Tratou-se de fazer a declaração de independência dos três municípios, tendo em conta que fazem parte de outras estruturas, englobando a Margem Norte do Tejo, incluindo Lisboa, como o Arco Ribeirinho. Com mil entrevistas - uma espécie de sondagem que ratifica o mandato de representação política - os autarcas sentiram-se confortáveis para avançar com a designação. Agora falta o resto, que é tudo, a começar pela criação da marca. Parte-se do nome para o resto, o que é no mínimo estranho.

 

Em termos analíticos, o nome Lisbon South Bay tem que se lhe diga. Desde logo porque tenho dúvidas de que "baía" seja uma denominação correcta. Nunca ouvi falar em "baía" num estuário, incluindo no do Tejo (o "Tagus estuary"!), mas posso estar enganado. Depois, porque os municípios agregados na iniciativa se apropriaram do nome de Lisboa sem que Lisboa faça parte do projecto.
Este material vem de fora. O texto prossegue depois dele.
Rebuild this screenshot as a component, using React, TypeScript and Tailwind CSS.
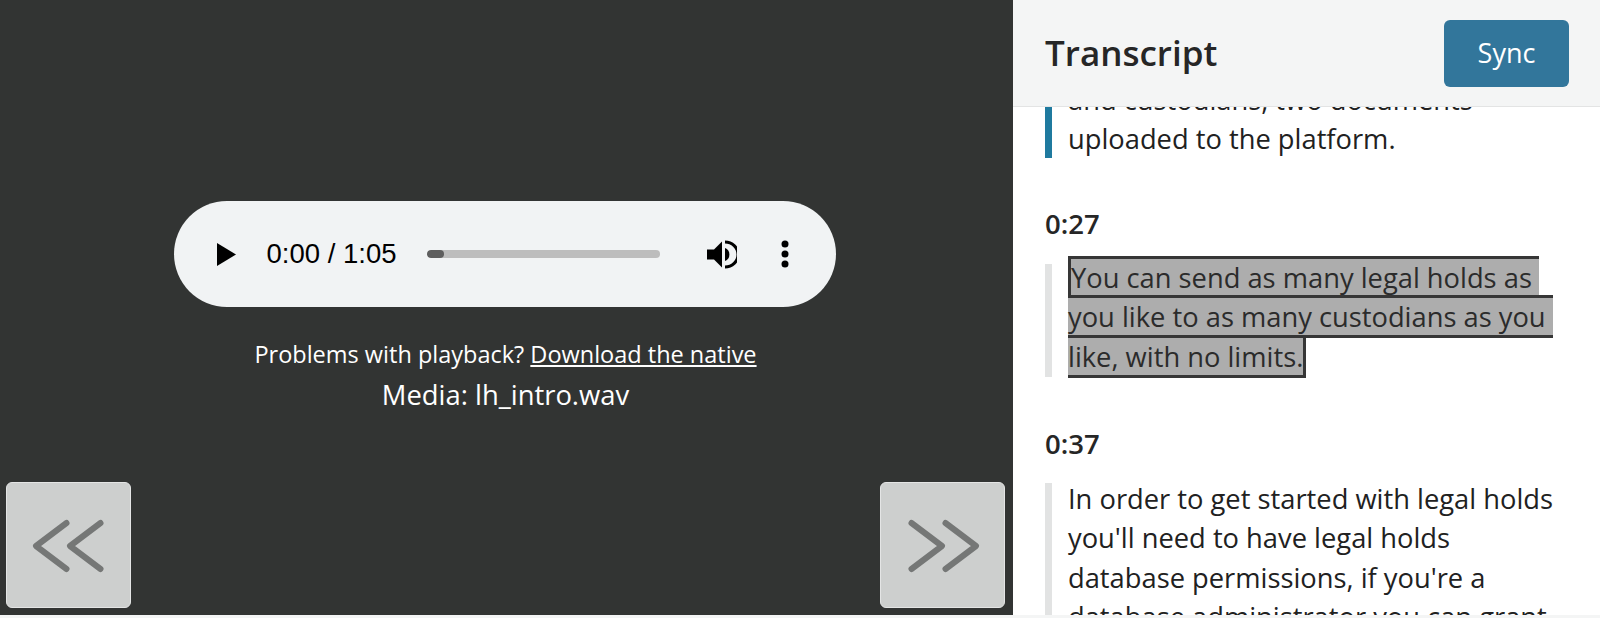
import React from "react";

const Chevrons = ({ flip }: { flip?: boolean }) => (
  <svg width="76" height="58" viewBox="0 0 76 58" fill="none" stroke="#757776" strokeWidth="6" strokeLinecap="round" strokeLinejoin="round" className={flip ? "-scale-x-100" : ""}>
    <path d="M35.5 7 L5 30 L35.5 53" />
    <path d="M69.5 7 L39 30 L69.5 53" />
  </svg>
);

export default function App() {
  return (
    <div className="w-[1600px] h-[618px] bg-[#f4f5f5] overflow-hidden flex flex-col font-['Open_Sans','Noto_Sans',sans-serif]">
      <div className="flex h-[615px]">
        <div className="w-[1013px] bg-[#323433] flex flex-col justify-between pl-[6px] pr-[8px] pb-[7px]">
          <div className="flex flex-col items-center pt-[201px] pr-[2px]">
            <div className="w-[662px] h-[106px] rounded-[53px] bg-[#f1f3f4] flex items-center pl-[43px] text-black">
              <svg width="19" height="23" viewBox="0 0 19 23" className="shrink-0"><path d="M0 0 L19 11.5 L0 23 Z" fill="#000" /></svg>
              <span className="ml-[31px] text-[27.5px] font-['Liberation_Sans',sans-serif] w-[130px] whitespace-nowrap">0:00 / 1:05</span>
              <div className="ml-[30px] w-[233px] h-[8px] rounded-full bg-[#bdbdbd] overflow-hidden">
                <div className="w-[17px] h-full rounded-full bg-[#5e5e5e]" />
              </div>
              <svg width="30" height="29" viewBox="0 0 30 29" className="ml-[47px] shrink-0" fill="#000">
                <path d="M0 9.5 H7 L15 1.5 V27.5 L7 19.5 H0 Z" />
                <path d="M18 8 a7 7 0 0 1 0 13 Z" />
                <path d="M18 0.5 a14.5 14 0 0 1 0 28 v-3 a11.5 11 0 0 0 0 -22 Z" />
              </svg>
              <svg width="8" height="28" viewBox="0 0 8 28" className="ml-[44px] shrink-0" fill="#000">
                <circle cx="4" cy="4" r="3.5" /><circle cx="4" cy="14" r="3.5" /><circle cx="4" cy="24" r="3.5" />
              </svg>
            </div>
            <p className="mt-[32px] pl-[2px] text-white text-[23.5px] leading-[30px] whitespace-nowrap">Problems with playback? <a className="underline">Download the native</a></p>
            <p className="mt-[9px] pl-[2px] text-white text-[27.4px] leading-[34px] whitespace-nowrap">Media: lh_intro.wav</p>
          </div>
          <div className="flex justify-between">
            <button className="w-[125px] h-[126px] rounded-[6px] bg-[#cdcfce] border border-[#e4e5e5] flex items-center justify-center"><Chevrons /></button>
            <button className="w-[125px] h-[126px] rounded-[6px] bg-[#cdcfce] border border-[#e4e5e5] flex items-center justify-center"><Chevrons flip /></button>
          </div>
        </div>
        <div className="flex-1 bg-white flex flex-col overflow-hidden">
          <div className="h-[107px] shrink-0 bg-[#f4f5f5] border-b border-[#e3e4e4] flex items-center justify-between pl-[32px] pr-[31px]">
            <h2 className="text-[35px] font-semibold text-[#262626]">Transcript</h2>
            <button className="w-[125px] h-[67px] rounded-[6px] bg-[#32769b] text-white text-[27px]">Sync</button>
          </div>
          <div className="flex-1 overflow-hidden pl-[32px] pr-[32px] text-[27.3px] leading-[39.4px] text-[#212121]">
            <div className="border-l-[7px] border-[#1f7a9f] pl-[16px] -mt-[27px] h-[78px] overflow-hidden">
              <p>and custodians, two documents uploaded to the platform.</p>
            </div>
            <h3 className="mt-[46px] font-semibold text-[27.5px] leading-[40px] text-[#262626]">0:27</h3>
            <div className="flow-root border-l-[7px] border-[#e2e3e3] pl-[16px] mt-[20px] h-[113px]">
              <p className="-mt-[6px]"><mark className="bg-[#adadad] text-[#2b2b2b] border-[3px] border-[#000000b0] whitespace-pre-wrap">You can send as many legal holds as you like to as many custodians as you like, with no limits.</mark></p>
            </div>
            <h3 className="mt-[47px] font-semibold text-[27.5px] leading-[40px] text-[#262626]">0:37</h3>
            <div className="flow-root border-l-[7px] border-[#e2e3e3] pl-[16px] mt-[19px]">
              <p className="-mt-[4px]">In order to get started with legal holds you'll need to have legal holds database permissions, if you're a database administrator you can grant</p>
            </div>
          </div>
        </div>
      </div>
    </div>
  );
}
Deste modo, a iniciativa dos três municípios da "Lisbon South Bay", ou "Baía Meridional de Lisboa", nem tem baía nem tem Lisboa, o que é uma originalidade do "marketing" e do "naming", mas principalmente da "politics".

 

A denominação "South Lisbon Bay", tanto como apropriar-se da fama de Lisboa, visou também iludir o preconceito da vizinhança com a capital. Em muitos países, existe um amor-ódio da população fora da capital para com a capital, o que é compreensível. A capital de um país é amiúde beneficiada só por o ser, diminuindo as capacidades de desenvolvimento de outras cidades ou regiões. No presente caso, os três municípios querem afastar de vez a denominação que, há séculos, até ela, os coloca linguisticamente na dependência de Lisboa: a Outra Banda. Mas talvez "Lisbon Other Side" não ficasse mal.